When human remains from the 10th century were discovered underneath Prague Castle in 1928, nobody had an inkling as to who the man was. The unidentified figure was buried with two knives, a sword, an ax, and a bucket, and would soon be used as a propaganda tool by both the Soviets and the Nazis.
A new study published in Antiquity journal aims to finally assess the man’s origins and how he arrived at his final resting place. The narratives placed around him in the mid-20th century were, after all, entirely ideologically driven by opposing factions of World War 2.
According to CNN, the skeleton was originally discovered by the National Museum of Czechoslovakia beneath the castle’s courtyard while researchers attempted to locate the oldest parts of the castle. This courtyard sat on the edge of an older cemetery, which belonged to a hill fort that existed there between 800 and 1,000 A.D.
When Ivan Borkovský found the skeleton, Czechoslovakia had only been an independent nation for 10 years. The Ukrainian man fought for the Austro-Hungarians before fleeing to the young country in 1920.
Borkovský’s decision not to publish a study on his findings would soon land him in a heap of terrifying trouble — from both the Soviets and Nazis.
The Nazi army invaded Czechoslovakia in 1939. It didn’t take long for those in charge to find out about the mysterious 1,000-year-old figure — and quickly led to questioning Borkovský as to why he never shared this information with the world.
To buttress their claims to Czechoslovakia, the Germans claimed the buried skeleton belonged to a Viking or Germanic man and would thus showcase just how far German ancestry reached in the country.

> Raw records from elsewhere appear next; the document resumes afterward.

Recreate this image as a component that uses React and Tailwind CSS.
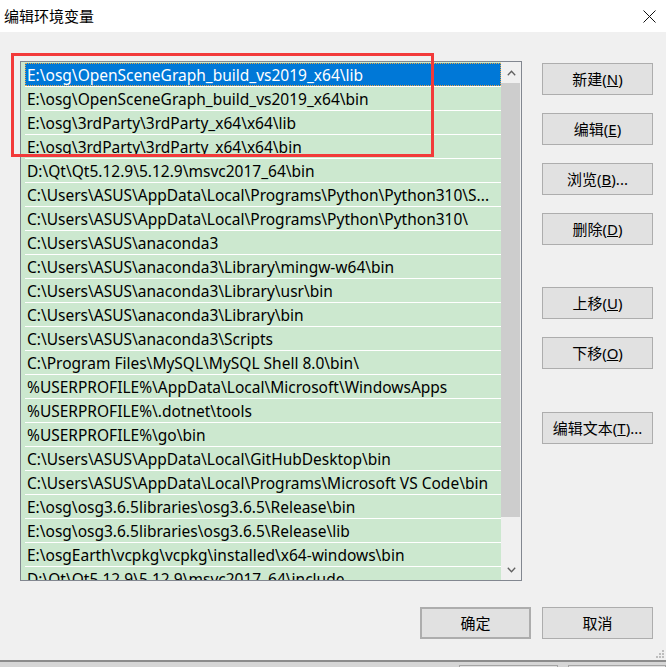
import React from "react";

const rows = [
  "E:\\osg\\OpenSceneGraph_build_vs2019_x64\\lib",
  "E:\\osg\\OpenSceneGraph_build_vs2019_x64\\bin",
  "E:\\osg\\3rdParty\\3rdParty_x64\\x64\\lib",
  "E:\\osg\\3rdParty\\3rdParty_x64\\x64\\bin",
  "D:\\Qt\\Qt5.12.9\\5.12.9\\msvc2017_64\\bin",
  "C:\\Users\\ASUS\\AppData\\Local\\Programs\\Python\\Python310\\S...",
  "C:\\Users\\ASUS\\AppData\\Local\\Programs\\Python\\Python310\\",
  "C:\\Users\\ASUS\\anaconda3",
  "C:\\Users\\ASUS\\anaconda3\\Library\\mingw-w64\\bin",
  "C:\\Users\\ASUS\\anaconda3\\Library\\usr\\bin",
  "C:\\Users\\ASUS\\anaconda3\\Library\\bin",
  "C:\\Users\\ASUS\\anaconda3\\Scripts",
  "C:\\Program Files\\MySQL\\MySQL Shell 8.0\\bin\\",
  "%USERPROFILE%\\AppData\\Local\\Microsoft\\WindowsApps",
  "%USERPROFILE%\\.dotnet\\tools",
  "%USERPROFILE%\\go\\bin",
  "C:\\Users\\ASUS\\AppData\\Local\\GitHubDesktop\\bin",
  "C:\\Users\\ASUS\\AppData\\Local\\Programs\\Microsoft VS Code\\bin",
  "E:\\osg\\osg3.6.5libraries\\osg3.6.5\\Release\\bin",
  "E:\\osg\\osg3.6.5libraries\\osg3.6.5\\Release\\lib",
  "E:\\osgEarth\\vcpkg\\vcpkg\\installed\\x64-windows\\bin",
  "D:\\Qt\\Qt5.12.9\\5.12.9\\msvc2017_64\\include",
];

function Btn({ children, className = "" }) {
  return (
    <div
      className={
        "w-[111px] h-[32px] shrink-0 bg-[#e1e1e1] border border-[#adadad] flex items-center justify-center text-[15px] text-black " +
        className
      }
    >
      {children}
    </div>
  );
}

function Chevron({ up }) {
  return (
    <svg width="9" height="6" viewBox="0 0 9 6">
      <path
        d={up ? "M0.8 5.2 L4.5 1.2 L8.2 5.2" : "M0.8 0.8 L4.5 4.8 L8.2 0.8"}
        fill="none"
        stroke="#606060"
        strokeWidth="1.3"
      />
    </svg>
  );
}

export default function App() {
  return (
    <div
      className="relative w-[666px] h-[667px] bg-[#f0f0f0] flex flex-col overflow-hidden"
      style={{ fontFamily: '"Noto Sans", "Noto Sans CJK SC", sans-serif' }}
    >
      {/* title bar */}
      <div className="h-[32px] bg-white flex items-center justify-between pl-[4px] pr-[10px] shrink-0">
        <span className="text-[15px] text-black" style={{ fontFamily: '"Noto Sans CJK SC", sans-serif' }}>
          编辑环境变量
        </span>
        <svg width="13" height="13" viewBox="0 0 13 13">
          <path d="M0.5 0.5 L12.5 12.5 M12.5 0.5 L0.5 12.5" stroke="#111" strokeWidth="1" />
        </svg>
      </div>

      <div className="flex-1 flex flex-col pl-[20px] pt-[29px]">
        <div className="flex gap-[20px]">
          {/* list */}
          <div className="w-[502px] h-[520px] border border-[#828790] bg-[#cce8cf] flex shrink-0">
            <div className="flex-1 min-w-0 pl-[4px] pt-[1px] overflow-hidden flex flex-col">
              {rows.map((r, i) => (
                <div
                  key={i}
                  className={
                    "relative h-[24px] shrink-0 border-b border-white pl-[2px] whitespace-nowrap overflow-hidden text-[15.5px] leading-[24px] " +
                    (i === 0 ? "bg-[#0078d7] text-white" : "text-black")
                  }
                >
                  {r}
                  {i === 0 && (
                    <div className="absolute inset-0 border border-dotted border-[#e8a547] pointer-events-none" />
                  )}
                </div>
              ))}
            </div>
            {/* scrollbar */}
            <div className="w-[20px] shrink-0 bg-[#f0f0f0] flex flex-col">
              <div className="h-[21px] flex items-center justify-center">
                <Chevron up />
              </div>
              <div className="flex-1 flex flex-col">
                <div className="h-[434px] bg-[#cdcdcd] mr-[1px]" />
              </div>
              <div className="h-[21px] flex items-center justify-center">
                <Chevron />
              </div>
            </div>
          </div>

          {/* right buttons */}
          <div className="flex flex-col pt-[2px]">
            <Btn>新建(<u>N</u>)</Btn>
            <Btn className="mt-[18px]">编辑(<u>E</u>)</Btn>
            <Btn className="mt-[18px]">浏览(<u>B</u>)...</Btn>
            <Btn className="mt-[18px]">删除(<u>D</u>)</Btn>
            <Btn className="mt-[42px]">上移(<u>U</u>)</Btn>
            <Btn className="mt-[18px]">下移(<u>O</u>)</Btn>
            <Btn className="mt-[43px]">编辑文本(<u>T</u>)...</Btn>
          </div>
        </div>

        {/* bottom buttons */}
        <div className="flex gap-[11px] mt-[26px] pl-[400px]">
          <Btn className="border-2 border-[#0078d7]">确定</Btn>
          <Btn>取消</Btn>
        </div>
      </div>

      {/* bottom edge / window behind */}
      <div className="h-[7px] shrink-0 border-t-2 border-[#8c8c8c] bg-[#d6d6d6] flex pl-[459px] gap-[10px] pt-[3px]">
        <div className="w-[111px] h-[10px] border border-[#a4a4a4] bg-[#e3e3e3]" />
        <div className="w-[111px] h-[10px] border border-[#a4a4a4] bg-[#e3e3e3]" />
      </div>

      {/* resize grip */}
      <svg className="absolute right-[1px] bottom-[8px]" width="10" height="10" viewBox="0 0 10 10">
        <rect x="7" y="1" width="2" height="2" fill="#bdbdbd" />
        <rect x="4" y="4" width="2" height="2" fill="#bdbdbd" />
        <rect x="7" y="4" width="2" height="2" fill="#bdbdbd" />
        <rect x="1" y="7" width="2" height="2" fill="#bdbdbd" />
        <rect x="4" y="7" width="2" height="2" fill="#bdbdbd" />
        <rect x="7" y="7" width="2" height="2" fill="#bdbdbd" />
      </svg>

      {/* red annotation box */}
      <div className="absolute left-[11px] top-[53px] w-[423px] h-[104px] border-[3px] border-[#f23a3a] pointer-events-none" />
    </div>
  );
}
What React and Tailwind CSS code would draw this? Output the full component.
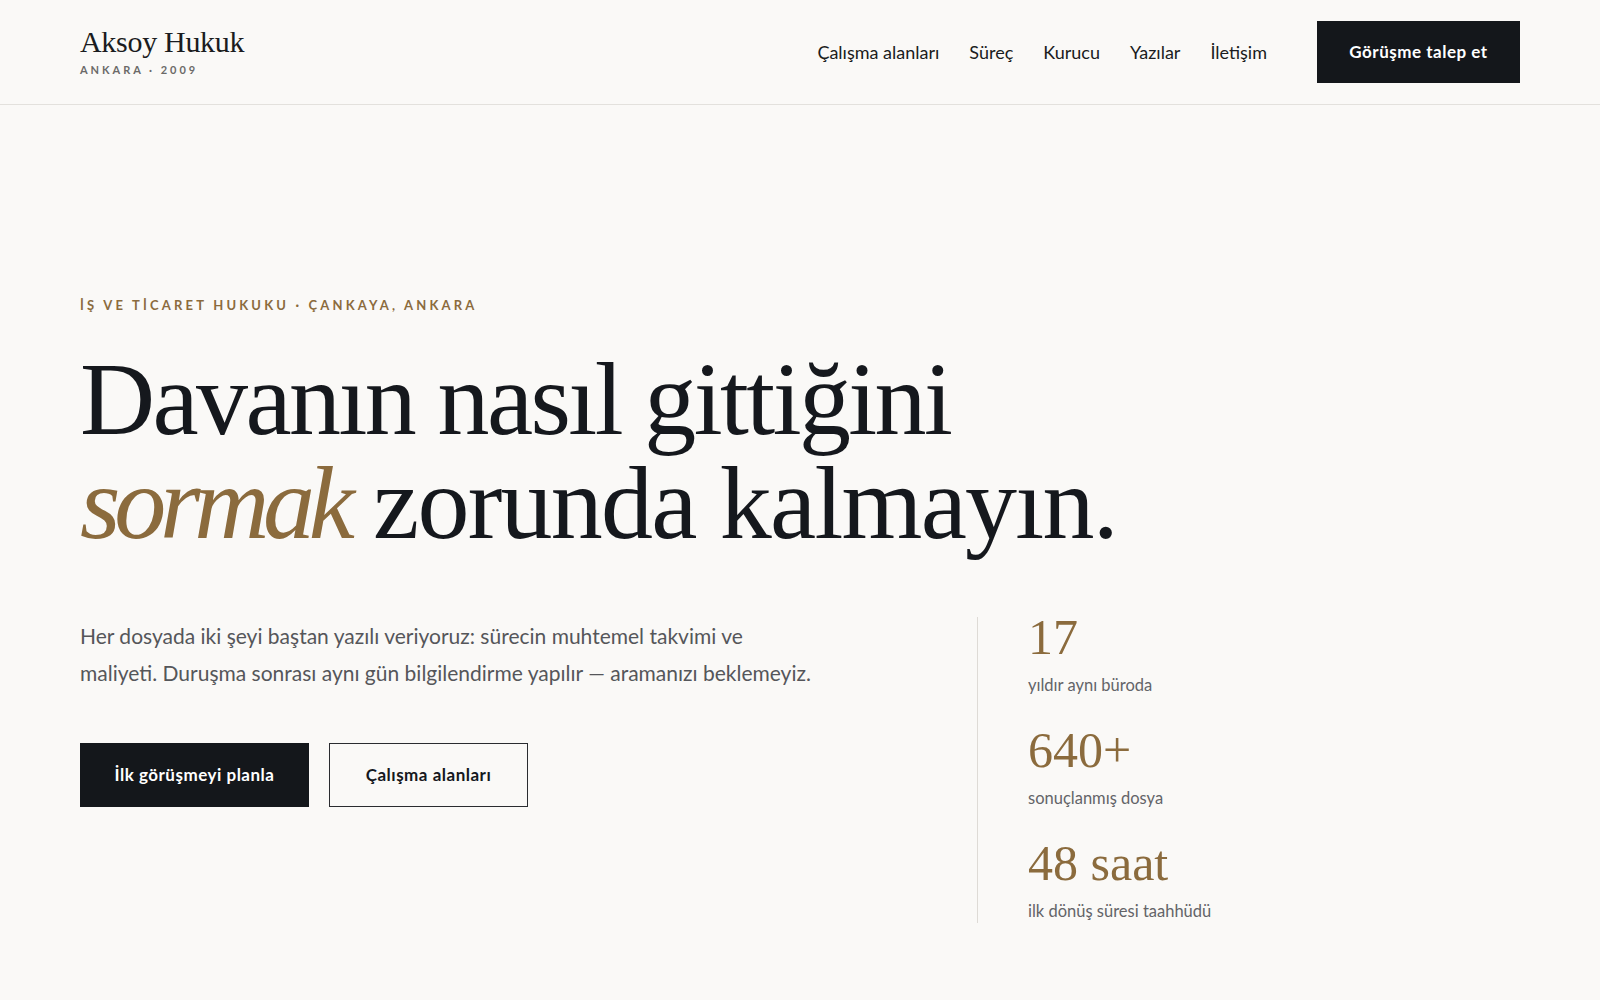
import React from "react";

export default function App() {
  return (
    <div className="min-h-screen bg-[#faf9f7] text-[#15181d] font-['Lato','Noto_Sans',sans-serif]">
      <header className="border-b border-[#e3e1dd]">
        <div className="mx-auto flex h-[104px] max-w-[1440px] items-center justify-between">
          <div className="flex flex-col pb-[2px]">
            <span className="font-['Liberation_Serif',serif] text-[30px] leading-none tracking-[-0.01em] text-[#1a1c20]">
              Aksoy Hukuk
            </span>
            <span className="mt-[7px] text-[11px] font-bold leading-none tracking-[0.27em] text-[#6b6a68]">
              ANKARA · 2009
            </span>
          </div>
          <nav className="flex items-center">
            <div className="flex items-center gap-[30px] text-[18px] text-[#1a1c20]">
              <a>Çalışma alanları</a>
              <a>Süreç</a>
              <a>Kurucu</a>
              <a>Yazılar</a>
              <a>İletişim</a>
            </div>
            <a className="ml-[50px] flex h-[62px] w-[203px] items-center justify-center bg-[#14171b] text-[17px] font-bold tracking-[0.03em] text-white">
              Görüşme talep et
            </a>
          </nav>
        </div>
      </header>

      <main className="mx-auto max-w-[1440px] pt-[190px] pb-[60px]">
        <p className="text-[13px] font-bold leading-[20px] tracking-[0.245em] text-[#8b6b3d]">
          İŞ VE TİCARET HUKUKU · ÇANKAYA, ANKARA
        </p>
        <h1 className="mt-[32px] font-['Liberation_Serif',serif] text-[104px] font-normal leading-[104px] tracking-[-0.025em] text-[#15181d]">
          Davanın nasıl gittiğini
          <br />
          <em className="italic tracking-[-0.06em] text-[#8b6b3d]">sormak</em>
          <span className="tracking-[-0.017em]"> zorunda kalmayın.</span>
        </h1>

        <div className="mt-[62px] grid grid-cols-[897px_1fr]">
          <div>
            <p className="text-[21px] leading-[37px] text-[#55565a]">
              Her dosyada iki şeyi baştan yazılı veriyoruz: sürecin muhtemel takvimi ve
              <br />
              maliyeti. Duruşma sonrası aynı gün bilgilendirme yapılır — aramanızı beklemeyiz.
            </p>
            <div className="mt-[52px] flex gap-[20px]">
              <a className="flex h-[64px] w-[229px] items-center justify-center bg-[#14171b] text-[17px] font-bold tracking-[0.03em] text-white">
                İlk görüşmeyi planla
              </a>
              <a className="flex h-[64px] w-[199px] items-center justify-center border-[1.5px] border-[#2a2c30] text-[17px] font-bold tracking-[0.03em] text-[#15181d]">
                Çalışma alanları
              </a>
            </div>
          </div>
          <div className="flex flex-col gap-[33px] border-l border-[#dedbd6] pl-[50px]">
            {[
              ["17", "yıldır aynı büroda"],
              ["640+", "sonuçlanmış dosya"],
              ["48 saat", "ilk dönüş süresi taahhüdü"],
            ].map(([n, l]) => (
              <div key={n} className="flex flex-col">
                <span className="font-['Liberation_Serif',serif] text-[50px] leading-[40px] text-[#8b6b3d]">{n}</span>
                <span className="mt-[16px] text-[16.5px] leading-[24px] text-[#636468]">{l}</span>
              </div>
            ))}
          </div>
        </div>
      </main>
    </div>
  );
}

Establishing that theory as fact would support Nazi Germany’s self-established claims to the territory, of course. They even suggested the castle was Germanic, rather than Slavic — and that Borkovský was purposefully engaged in a cover-up not to reveal these supposed truths.
He did try publishing a book about the oldest Slavic pottery recovered in Central Europe but rapidly reassessed once the Nazis threatened to throw him into a concentration camp.
One year later, he finally did publish his study on the Prague Castle remains, but with a tragic angle: his research was skewed to indicate the skeleton had Nordic ancestry — not Slavic, as was fairly evident back then — due to the mounting pressure from the Nazis to do so.
Unfortunately, the end of the Nazis didn’t mean freedom for Borkovský. Soviet occupation after the war wrought its own complications along with potential time in a Soviet Gulag for his “anti-Communist activities.” Fortunately, he escaped before that could happen.
In 1946, he published a new study meant to course-correct his pressurized findings published during the war. This paper identified the burial site “as that of an important person who was related to the early Western Slav Przemyslid dynasty.”
Though Borkovský managed to right his wrongs, modern scientists and those safeguarding the historical record are eager to investigate further.
The latest study in Antiquity stated that the items buried alongside the man were considered foreign to that area during the time of death. The fire striker, for instance, was quite common for Vikings — but clearly didn’t hail from the region. Neither did his sword or the ax.
The bucket and knives, however, were certainly constructed nearby. This has left researchers forced to reassess how to approach medieval history in Europe — and how to retrace people’s steps with such contradictory evidence.
“The sword is especially unique as it is the only one discovered in 1,500 early medieval graves so far found in Prague Castle,” said lead author Nicholas Saunders, a professor from the University of Bristol’s Department of Anthropology and Archaeology.
“Perhaps he was a Slav from a neighboring region, who had mastered Old Norse as well as Slavonic, or perhaps he regarded himself as a genuine Viking.”
Ultimately, Saunders explained that even in death, one’s identity can be used and manipulated to tip the political scales in a party’s favor. So while this 1,000-year-old skeleton was long buried, and peacefully so for centuries — several foreign countries used it to their advantage.
“Identities were complex in the medieval period, and the story of Borkovsky and the Prague Castle warrior grave reminds us that the identities of such past people frequently fuel modern political conflicts,” he said.